Step 2: Choose the Smallest Architecture That Works
Use references/principles.md.
Classify the system before proposing changes:
| Pattern | Use when | Avoid when |
|---|
| Deterministic workflow | The task is mostly rule-based or decomposes cleanly in code | The model must explore or use tools adaptively |
| Single agent | One prompt plus tools can reliably solve the task in a loop | Prompt complexity or tool overload makes behavior unstable |
| Multi-agent system | Distinct roles, tools, or trust boundaries must stay separate | You are adding agents without a measured bottleneck |
Prefer deterministic preprocessing, retrieval, routing, or thresholds before adding more agent autonomy.
Step 3: Map the Real Execution Path
Write an execution-path summary that names:
- static instructions
- dynamic request context
- deterministic preprocessing and normalization
- retrieval or candidate generation
- tool list and tool descriptions
- loop and stop conditions
- final output schema
- post-model validation or sanitization
- automation thresholds and approval gates
- current evals, traces, tests, or queue feedback
For classifier-style systems, separate deterministic stages from model-driven stages. Do not review only the prompt if code outside the prompt decides most of the behavior.
Step 4: Identify the Primary Bottleneck
Inspect the highest-risk layer first:
| Layer | Check |
|---|
| Architecture | Is this over-agentized? |
| Prompt | Is policy explicit, structured, and stable enough for caching? |
| Retrieval | Is the right evidence or candidate set available before the model decides? |
| Tools | Are tool interfaces narrow, typed, and easy to choose correctly? |
| Output contract | Are actions and state machine-checkable? |
| Runtime | Are retries, stop conditions, and fallbacks explicit? |
| Boundaries | Are approvals, auth, and trust boundaries enforced outside the prompt? |
| Thresholds | Do confidence and automation gates map to real consequences? |
| Evals | Can proposed changes be measured? |
Do not default to prompt rewrites if retrieval, thresholds, or post-model guards dominate the failures.
Step 5: Follow the Relevant Review or Design Path
Review or Debug Path
- Summarize the execution path.
- Name the primary bottleneck.
- Report findings ordered by severity.
- Recommend the smallest effective changes first.
- Add an eval plan that can prove whether the changes helped.

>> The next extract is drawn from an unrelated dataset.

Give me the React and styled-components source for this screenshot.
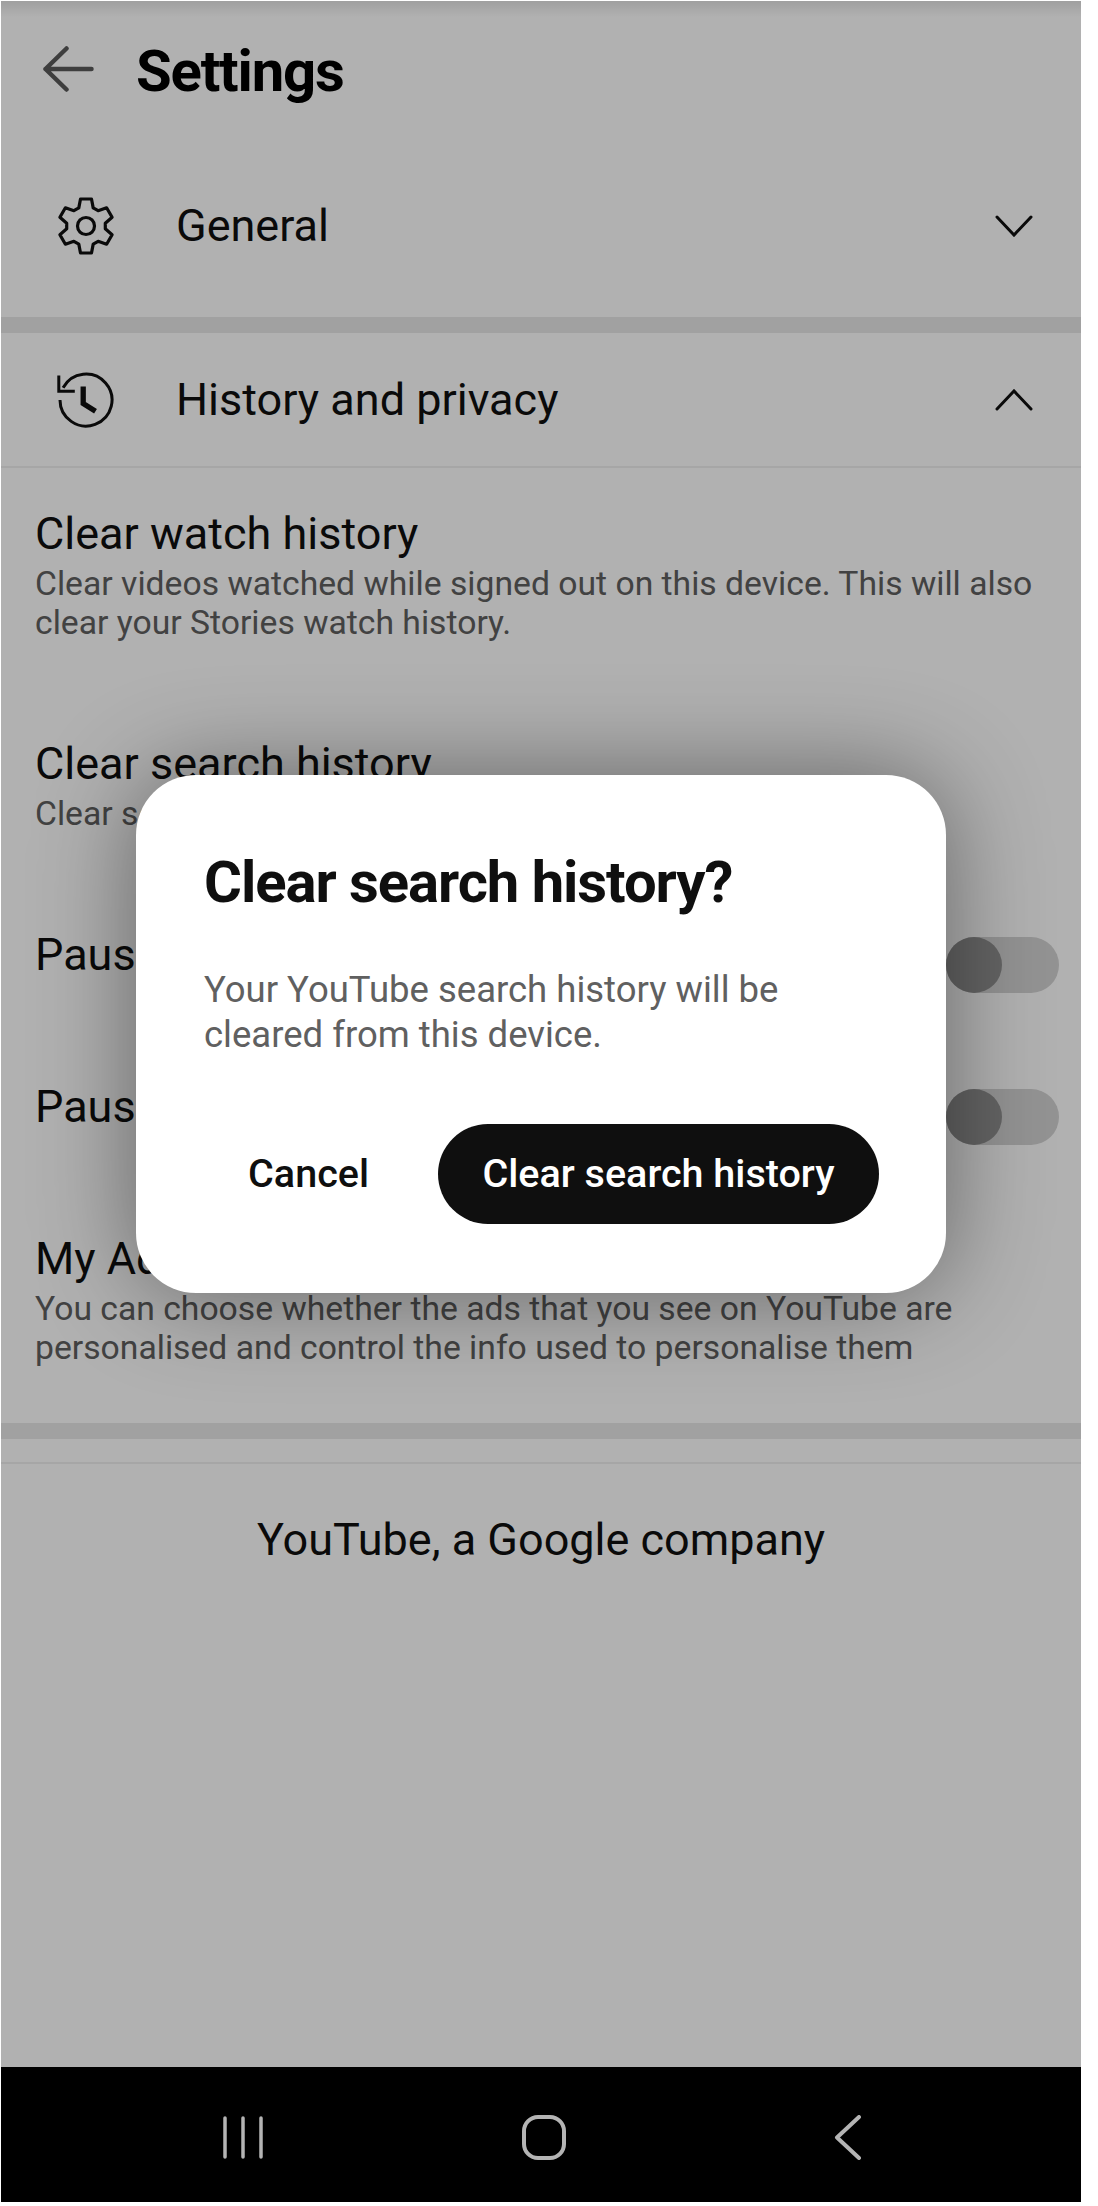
import React from "react";
import styled, { createGlobalStyle } from "styled-components";

const GlobalStyle = createGlobalStyle`
  html, body {
    margin: 0;
    padding: 0;
    background: #fff;
    font-family: Roboto, "Liberation Sans", sans-serif;
  }
`;

const Screen = styled.div`
  position: relative;
  width: 1080px;
  height: 2201px;
  margin: 1px 0 0 1px;
  background: #fff;
  display: flex;
  flex-direction: column;
  overflow: hidden;
  color: #0f0f0f;
`;

const Content = styled.div`
  flex: 1;
  position: relative;
  display: flex;
  flex-direction: column;
`;

const Header = styled.header`
  height: 157px;
  flex: none;
  display: flex;
  align-items: flex-start;
  padding-left: 42px;
  box-sizing: border-box;
`;

const BackButton = styled.div`
  width: 93px;
  padding-top: 45px;
  flex: none;
  line-height: 0;
`;

const PageTitle = styled.h1`
  margin: 0;
  padding-top: 34px;
  font-size: 58px;
  line-height: 72px;
  font-weight: 700;
  letter-spacing: -1.2px;
  color: #000;
`;

const Section = styled.div`
  height: 135px;
  flex: none;
  display: flex;
  align-items: center;
  padding: 0 48px 0 55px;
  box-sizing: border-box;
  margin-bottom: ${props => (props.$gap ? "24px" : "0")};
  border-bottom: ${props => (props.$line ? "2px solid #f0f0f0" : "none")};
`;

const SectionIcon = styled.div`
  width: 120px;
  flex: none;
  line-height: 0;
`;

const SectionLabel = styled.div`
  flex: 1;
  font-size: 45px;
  line-height: 52px;
`;

const Chevron = styled.div`
  line-height: 0;
`;

const Separator = styled.div`
  height: 16px;
  flex: none;
  background: #e8e8e8;
`;

const Row = styled.div`
  display: flex;
  align-items: center;
  box-sizing: border-box;
  padding: 0 22px 0 34px;
  min-height: ${props => (props.$toggle ? "152px" : "0")};
`;

const RowText = styled.div`
  flex: 1;
  align-self: flex-start;
  padding: 42px 0 ${props => (props.$toggle ? "0" : "56px")};
`;

const RowTitle = styled.div`
  font-size: 45px;
  line-height: 48px;
`;

const RowSub = styled.div`
  font-size: 33.7px;
  line-height: 39px;
  margin-top: 6px;
  color: #606060;
`;

const Toggle = styled.div`
  width: 113px;
  height: 56px;
  border-radius: 28px;
  background: #d4d4d4;
  flex: none;
`;

const Knob = styled.div`
  width: 56px;
  height: 56px;
  border-radius: 50%;
  background: #919191;
`;

const Footer = styled.div`
  margin-top: 23px;
  border-top: 2px solid #f0f0f0;
  padding-top: 50px;
  text-align: center;
  font-size: 45px;
  line-height: 52px;
`;

const Scrim = styled.div`
  position: absolute;
  inset: 0;
  background: rgba(0, 0, 0, 0.305);
  &::before {
    content: "";
    position: absolute;
    top: 0;
    left: 0;
    right: 0;
    height: 16px;
    background: linear-gradient(rgba(0, 0, 0, 0.1), rgba(0, 0, 0, 0));
  }
`;

const Dialog = styled.div`
  position: absolute;
  left: 135px;
  top: 774px;
  width: 810px;
  height: 518px;
  box-sizing: border-box;
  padding: 71px 68px 0;
  border-radius: 60px;
  background: #fff;
  box-shadow: 0 0 100px rgba(0, 0, 0, 0.44);
`;

const DialogTitle = styled.h2`
  margin: 0;
  font-size: 58px;
  line-height: 72px;
  font-weight: 700;
  letter-spacing: -1.05px;
`;

const DialogBody = styled.p`
  margin: 49px 0 0;
  font-size: 36.5px;
  line-height: 45px;
  color: #606060;
`;

const DialogActions = styled.div`
  display: flex;
  justify-content: flex-end;
  align-items: center;
  gap: 69px;
  margin-top: 67px;
  margin-right: -1px;
`;

const TextButton = styled.div`
  font-size: 39.5px;
  font-weight: 500;
  line-height: 100px;
`;

const PrimaryButton = styled.div`
  height: 100px;
  width: 441px;
  border-radius: 50px;
  background: #0f0f0f;
  color: #fff;
  font-size: 39.5px;
  font-weight: 500;
  line-height: 100px;
  text-align: center;
`;

const NavBar = styled.nav`
  height: 135px;
  flex: none;
  background: #000;
  position: relative;
  z-index: 1;
  display: flex;
  align-items: flex-start;
  padding: 48px 0 0 221px;
  box-sizing: border-box;
`;

const NavIcon = styled.div`
  line-height: 0;
  margin-left: ${props => props.$offset || 0}px;
`;

const toothShape = [
  [-0.38, 19.5],
  [-0.2, 27.5],
  [0.2, 27.5],
  [0.38, 19.5]
];

const gearPoints = () => {
  const pts = [];
  for (let i = 0; i < 6; i++) {
    const a = (i * Math.PI) / 3 - Math.PI / 2;
    toothShape.forEach(([da, r]) => {
      pts.push(`${(30 + r * Math.cos(a + da)).toFixed(1)},${(30 + r * Math.sin(a + da)).toFixed(1)}`);
    });
  }
  return pts.join(" ");
};

const ArrowIcon = () => (
  <svg width="52" height="46" viewBox="0 0 52 46" fill="none" stroke="#5a5a5a" strokeWidth="4.5" strokeLinecap="round" strokeLinejoin="round">
    <path d="M23.5 2.5 2.5 23 23.5 43.5M2.5 23H48.5" />
  </svg>
);

const GearIcon = () => (
  <svg width="60" height="60" viewBox="0 0 60 60" fill="none" stroke="#0f0f0f" strokeWidth="3.2" strokeLinejoin="round">
    <polygon points={gearPoints()} />
    <circle cx="30" cy="30" r="8.5" />
  </svg>
);

const ClockIcon = () => (
  <svg width="60" height="60" viewBox="0 0 60 60" fill="none" stroke="#0f0f0f">
    <path d="M7.1 17.7A26 26 0 1 1 4 30" strokeWidth="3" />
    <path d="M2.8 5.5V21.2H18.8" strokeWidth="3" />
    <path d="M27.2 16.5V33.5L39.5 41.2" strokeWidth="5.3" />
  </svg>
);

const ChevronIcon = ({ up }) => (
  <svg width="38" height="22" viewBox="0 0 38 22" fill="none" stroke="#0f0f0f" strokeWidth="3" strokeLinecap="round">
    <path d={up ? "M2 20 19 2 36 20" : "M2 2 19 20 36 2"} />
  </svg>
);

const RecentsIcon = () => (
  <svg width="42" height="44" viewBox="0 0 42 44" fill="none" stroke="#b4b4b4" strokeWidth="3.5" strokeLinecap="round">
    <path d="M3 3V42M21 3V42M39 3V42" />
  </svg>
);

const HomeIcon = () => (
  <svg width="44" height="45" viewBox="0 0 44 45" fill="none" stroke="#b4b4b4" strokeWidth="4">
    <rect x="2" y="2" width="40" height="41" rx="14" />
  </svg>
);

const BackIcon = () => (
  <svg width="28" height="45" viewBox="0 0 28 45" fill="none" stroke="#b4b4b4" strokeWidth="4" strokeLinecap="round" strokeLinejoin="round">
    <path d="M25 2 3 22.5 25 43" />
  </svg>
);

const SettingRow = ({ title, sub, toggle }) => (
  <Row $toggle={toggle}>
    <RowText $toggle={toggle}>
      <RowTitle>{title}</RowTitle>
      {sub && <RowSub>{sub}</RowSub>}
    </RowText>
    {toggle && (
      <Toggle>
        <Knob />
      </Toggle>
    )}
  </Row>
);

export default function App() {
  return (
    <Screen>
      <GlobalStyle />
      <Content>
        <Header>
          <BackButton>
            <ArrowIcon />
          </BackButton>
          <PageTitle>Settings</PageTitle>
        </Header>
        <Section $gap>
          <SectionIcon>
            <GearIcon />
          </SectionIcon>
          <SectionLabel>General</SectionLabel>
          <Chevron>
            <ChevronIcon />
          </Chevron>
        </Section>
        <Separator />
        <Section $line>
          <SectionIcon>
            <ClockIcon />
          </SectionIcon>
          <SectionLabel>History and privacy</SectionLabel>
          <Chevron>
            <ChevronIcon up />
          </Chevron>
        </Section>
        <SettingRow
          title="Clear watch history"
          sub="Clear videos watched while signed out on this device. This will also clear your Stories watch history."
        />
        <SettingRow title="Clear search history" sub="Clear search history from this device" />
        <SettingRow title="Pause watch history" toggle />
        <SettingRow title="Pause search history" toggle />
        <SettingRow
          title="My Ad Centre"
          sub="You can choose whether the ads that you see on YouTube are personalised and control the info used to personalise them"
        />
        <Separator />
        <Footer>YouTube, a Google company</Footer>
        <Scrim />
        <Dialog>
          <DialogTitle>Clear search history?</DialogTitle>
          <DialogBody>
            Your YouTube search history will be
            <br />
            cleared from this device.
          </DialogBody>
          <DialogActions>
            <TextButton>Cancel</TextButton>
            <PrimaryButton>Clear search history</PrimaryButton>
          </DialogActions>
        </Dialog>
      </Content>
      <NavBar>
        <NavIcon>
          <RecentsIcon />
        </NavIcon>
        <NavIcon $offset={258}>
          <HomeIcon />
        </NavIcon>
        <NavIcon $offset={268}>
          <BackIcon />
        </NavIcon>
      </NavBar>
    </Screen>
  );
}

For each finding, include:
- layer
- evidence from prompt, tools, code, traces, or tests
- likely impact on quality, cost, or operator load
- smallest effective change
Design Path
- Define the success contract.
- Justify the architecture choice.
- Draft a stable prompt template.
- Define tool contracts and typed outputs.

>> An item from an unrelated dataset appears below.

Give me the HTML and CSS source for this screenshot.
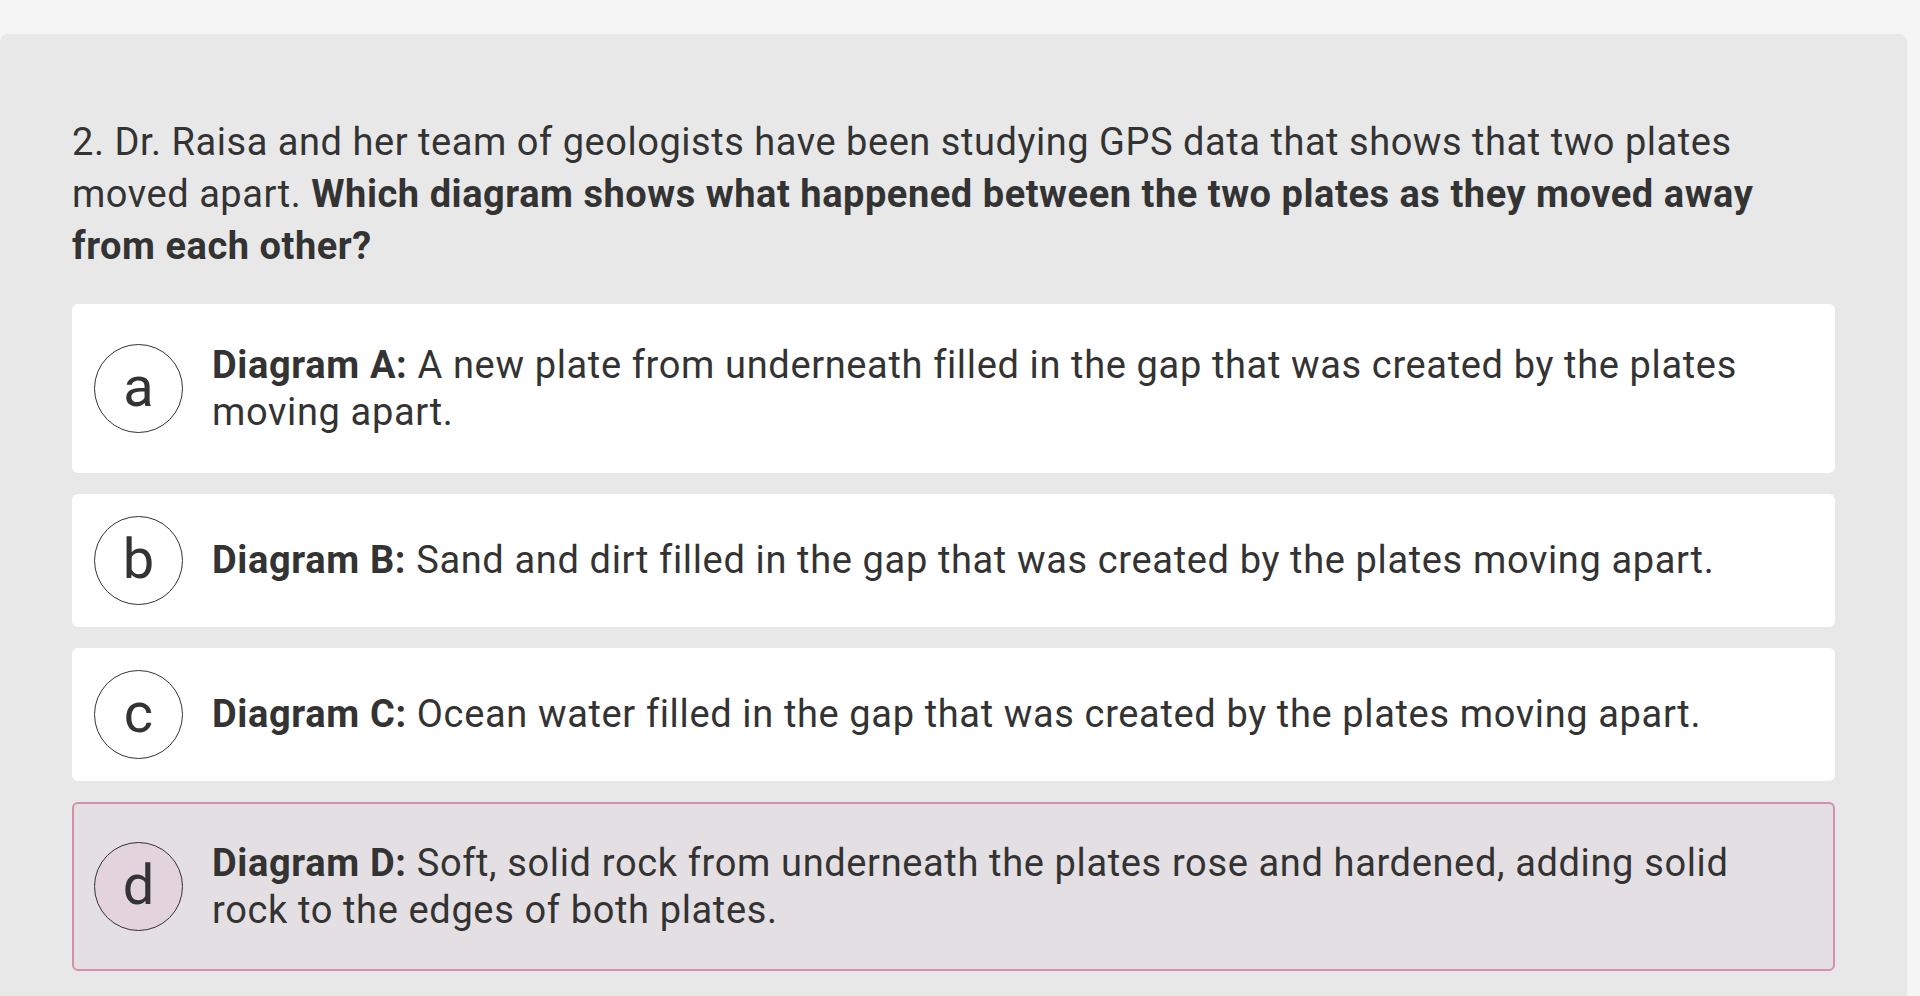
FILE: index.html
```html
<!DOCTYPE html>
<html lang="en">
<head>
<meta charset="utf-8">
<title>Question 2</title>
<link rel="stylesheet" href="styles.css">
</head>
<body>
<main class="panel">
  <p class="question">2. Dr. Raisa and her team of geologists have been studying GPS data that shows that two plates moved apart. <strong>Which diagram shows what happened between the two plates as they moved away from each other?</strong></p>
  <ul class="options">
    <li class="option">
      <span class="letter">a</span>
      <span class="text"><strong>Diagram A:</strong> A new plate from underneath filled in the gap that was created by the plates moving apart.</span>
    </li>
    <li class="option">
      <span class="letter">b</span>
      <span class="text"><strong>Diagram B:</strong> Sand and dirt filled in the gap that was created by the plates moving apart.</span>
    </li>
    <li class="option">
      <span class="letter">c</span>
      <span class="text"><strong>Diagram C:</strong> Ocean water filled in the gap that was created by the plates moving apart.</span>
    </li>
    <li class="option selected">
      <span class="letter">d</span>
      <span class="text"><strong>Diagram D:</strong> Soft, solid rock from underneath the plates rose and hardened, adding solid rock to the edges of both plates.</span>
    </li>
  </ul>
</main>
</body>
</html>
```
FILE: styles.css
```css
html, body {
  margin: 0;
  padding: 0;
  background: #f5f5f5;
  height: 100%;
  overflow: hidden;
}

body {
  font-family: "Roboto", "Liberation Sans", sans-serif;
  color: #333333;
}

.panel {
  display: block;
  margin: 34px 13px 0 0;
  min-height: 962px;
  box-sizing: border-box;
  background: #e8e8e8;
  border-radius: 8px 8px 0 0;
  padding: 82px 72px 0 72px;
}

.question {
  margin: 0 0 32px 0;
  font-family: "Roboto", "Liberation Sans", sans-serif;
  font-size: 38px;
  line-height: 52px;
  letter-spacing: 0.54px;
  color: #333333;
}

.question strong {
  font-weight: 700;
}

.options {
  list-style: none;
  margin: 0;
  padding: 0;
  display: flex;
  flex-direction: column;
  gap: 21px;
}

.option {
  display: flex;
  align-items: center;
  gap: 29px;
  background: #ffffff;
  border-radius: 6px;
  padding: 22px 45px 22px 22px;
  box-sizing: border-box;
}

.option.selected {
  background: #e4dfe2;
  border: 2px solid #d48fa9;
  padding: 20px 43px 20px 20px;
}

.letter {
  flex: none;
  width: 89px;
  height: 89px;
  box-sizing: border-box;
  border: 1.5px solid #333333;
  border-radius: 50%;
  display: flex;
  align-items: center;
  justify-content: center;
  font-family: "Roboto", "Liberation Sans", sans-serif;
  font-size: 56px;
  line-height: 1;
  padding-bottom: 4px;
  color: #333333;
}

.selected .letter {
  background: #e2d3dc;
}

.text {
  flex: 1;
  padding: 15.5px 0;
  font-family: "Roboto", "Liberation Sans", sans-serif;
  font-size: 38px;
  line-height: 47px;
  letter-spacing: 0.64px;
  color: #333333;
}

.text strong {
  font-weight: 700;
}
```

- Define loop policy, approvals, and fallback behavior.
- Define the eval plan before extensive iteration.
If you write a prompt, return a cache-friendly prompt skeleton with clear slots for dynamic inputs rather than an unstructured wall of text.
If you write tool schemas, return concrete schema drafts with parameter descriptions, enums, and required fields instead of only high-level advice.
Output Format
When reviewing or debugging, produce:
- Success contract
- Execution-path summary
- Architecture verdict
- Primary bottleneck
- Findings
- Suggested changes
- Eval plan
When designing, produce:
- Success contract
- Proposed execution path
- Architecture rationale
- Prompt skeleton
- Tool and schema design
- Runtime policy and guardrails
- Eval plan
Exit Criteria
The work is complete only when:
- the success contract is explicit
- the architecture choice is justified
- the biggest likely bottleneck is named
- prompt, tools, outputs, runtime, boundaries, and eval gaps are each addressed or explicitly ruled out
- recommendations are ordered from smallest effective change to larger redesign
- the eval plan can measure improvement